With operations incurring these costs it is not hard to see how businesses are struggling to keep finances under control.

For the future financial viability of industrial operations, it is essential that these costs of consumables are reduced.

Freeing up finances to meet compliance needs

Reducing the cost of consumables would also free up budgets for further health and safety improvements across an operation, allowing managers to investigate innovative technologies which will be more beneficial and help to meet strict safety regulations.

Typically, an operation’s safety equipment portfolio will be reviewed on a four to five year rolling period. This is not only to ensure new regulations are abided by, but to ensure workers are benefitting from the latest technology to improve safety and drive costs down.

With such tight existing regulations, and a more stringent overview when it comes to employee safety, of course any product comparison needs a robust assessment of performance and quality, ensuring that equipment can actually stand up to the challenge of operating in hazardous environments.

But, when the consumables such as gas detection cells are exactly the same product, often from exactly the same manufacturer, the comparison can only be made on price.

And the implications for safety of such remarkable reductions in cost are certainly worth considering.

Operatives who routinely handle gas detectors will be aware of the recommended life-cycle for any particular cell – and many units will raise an alert if the cell is due to be replaced – reducing the likelihood that a unit will become completely dysfunctional.

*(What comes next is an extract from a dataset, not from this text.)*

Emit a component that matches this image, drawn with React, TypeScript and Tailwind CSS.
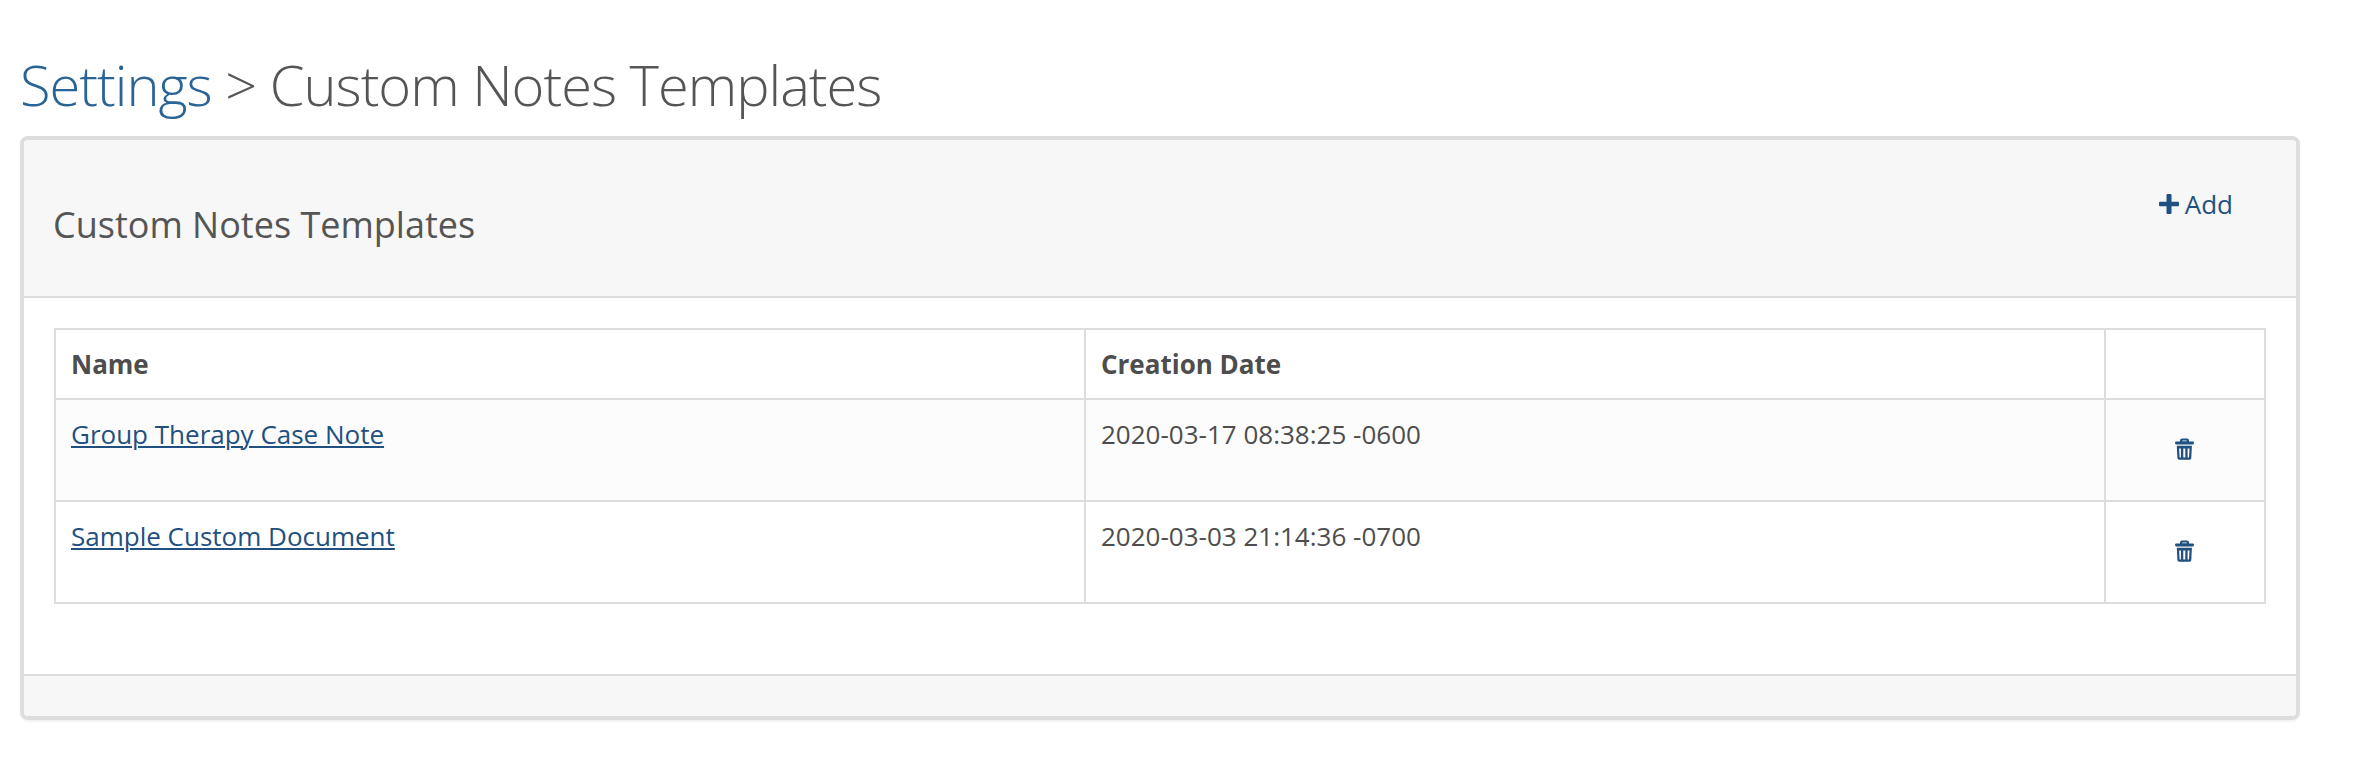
import { clsx } from 'clsx'

interface NoteTemplate {
  id: number
  name: string
  createdAt: string
}

const templates: NoteTemplate[] = [
  { id: 1, name: 'Group Therapy Case Note', createdAt: '2020-03-17 08:38:25 -0600' },
  { id: 2, name: 'Sample Custom Document', createdAt: '2020-03-03 21:14:36 -0700' },
]

const PlusIcon = () => (
  <svg viewBox="0 0 20 20" className="h-5 w-5 shrink-0" fill="currentColor" aria-hidden>
    <rect x="7.5" y="0" width="5" height="20" rx="1" />
    <rect x="0" y="7.7" width="20" height="4.6" rx="1" />
  </svg>
)

const TrashIcon = () => (
  <svg viewBox="0 0 19 22" className="h-[22px] w-[19px]" fill="currentColor" aria-hidden>
    <path
      fillRule="evenodd"
      d="M5 3.6V2.5Q5 .6 7 .6h5q2 0 2 1.900v1.100h3.800Q19 3.600 19 4.800q0 1.700-1.200 1.700H1.200Q0 6.500 0 4.800 0 3.600 1.200 3.600ZM7.200 3.300h4.600V2.600H7.200Z"
    />
    <path
      fillRule="evenodd"
      d="M1.800 7.700h15.100l-.6 12.300q-.1 1.800-1.800 1.800H4.200q-1.700 0-1.800-1.800ZM4.100 10.600l.5 9h1.300v-9Zm4.200 0v9h2v-9Zm4.300 0v9h1.400l.5-9Z"
    />
  </svg>
)

const cell = 'border-2 border-[#ddd] px-[15px] text-left align-top'

export default function App() {
  return (
    <main className="min-h-[768px] bg-white pt-[54px] pr-14 pl-5 font-['Open_Sans',sans-serif] text-[26px] leading-9 text-[#4d4d4d]">
      <h1 className="text-[56px] leading-[60px] font-light tracking-[-1px] text-[#555]">
        <a href="#settings" className="text-[#2a6496]">
          Settings
        </a>
        {' > Custom Notes Templates'}
      </h1>

      <section className="mt-[22px] flex h-[584px] flex-col overflow-hidden rounded-lg border-4 border-[#ddd] shadow-[0_2px_2px_rgba(0,0,0,0.05)]">
        <header className="flex h-[158px] items-start justify-between border-b-2 border-[#ddd] bg-[#f7f7f7] pr-[63px] pl-[29px]">
          <h2 className="pt-[65px] text-[36px] leading-10 text-[#555]">Custom Notes Templates</h2>
          <a href="#add" className="mt-[46px] flex items-center gap-[6px] text-[#1f5080]">
            <PlusIcon />
            Add
          </a>
        </header>

        <div className="flex-1 bg-white px-[30px] pt-[30px]">
          <table className="w-full table-fixed border-collapse">
            <colgroup>
              <col className="w-[1030px]" />
              <col className="w-[1020px]" />
              <col className="w-[160px]" />
            </colgroup>
            <thead>
              <tr className="h-[70px]">
                <th className={clsx(cell, 'pt-4 font-bold')}>Name</th>
                <th className={clsx(cell, 'pt-4 font-bold')}>Creation Date</th>
                <th className={cell} />
              </tr>
            </thead>
            <tbody>
              {templates.map((template) => (
                <tr key={template.id} className="h-[102px] odd:bg-[#fcfcfc]">
                  <td className={clsx(cell, 'pt-4')}>
                    <a
                      href={`#template-${template.id}`}
                      className="text-[#1f5080] underline decoration-2 underline-offset-[2px]"
                    >
                      {template.name}
                    </a>
                  </td>
                  <td className={clsx(cell, 'pt-4')}>{template.createdAt}</td>
                  <td className={clsx(cell, 'pt-[38px] text-[#1f5080]')}>
                    <a
                      href={`#delete-${template.id}`}
                      aria-label={`Delete ${template.name}`}
                      className="flex justify-center pr-px"
                    >
                      <TrashIcon />
                    </a>
                  </td>
                </tr>
              ))}
            </tbody>
          </table>
        </div>

        <footer className="h-[42px] border-t-2 border-[#ddd] bg-[#f7f7f7]" />
      </section>
    </main>
  )
}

However, knowing that budgets are tight and replacing a cell will be a costly commitment, it could become a temptation to push the replacement cycle as far as possible, resulting in a reduction in safety as cells degrade over time and become less sensitive and accurate.

Multi-parameter Environmental Monitoring

Environmental monitoring is a much more complex process than in previous years, with the need to connect multiple disparate environmental control systems, both static and mobile, throughout the working area.

Juggling personal gas detection with fixed gas detection, wireless gas detection, as well as dust, temperature, vibration and airflow monitoring, often means the cost and complexity of environmental control continue to rise.

The modern industrial arena is one dominated by the need for real-time information to support immediate remediation and deep, continuous insight into the quality of the environment. The challenge however, is in hooking together diverse systems to provide that essential overview.

Implementing a single environmental solution across the entire operation can not only transform cost of acquisition but also drive down the costs associated with managing multiple supplier relationships and creating different maintenance cycles.

Future Proofing the Business

Reducing the cost of ownership, specifically through reducing the cost of consumables, is essential for the future of industrial operations, and especially for the continuing implementation of better technology to improve health and safety.

Freeing up budgets for safety managers to explore new and innovative safeguarding solutions will bring both immediate safety benefits whilst also future proofing the financial viability of industries for years to come.

The ability to confidently consider improvements in areas such as ventilation and personal monitoring enable organisations to go beyond basic compliance to current legislative requirements and proactively future proof the business.

Indeed, with the increasing sophistication of personal monitoring devices, including employee vital signs, there is an inexorable shift towards individually focused safety regulations.

The ability to combine real-time information about an individual’s health – from air quality to heart rate – will become increasingly key in safeguarding individuals, enabling safety managers to take immediate action in the event of an incident and provide organisations with accurate data to mitigate the risk of legal action in the future.

But for this to happen on any meaningful scale, these managers and operations must first be relieved of the financial burden currently being placed on them by suppliers who are consistently raising prices to the point that all other innovation is being stifled by the current cost of ownership.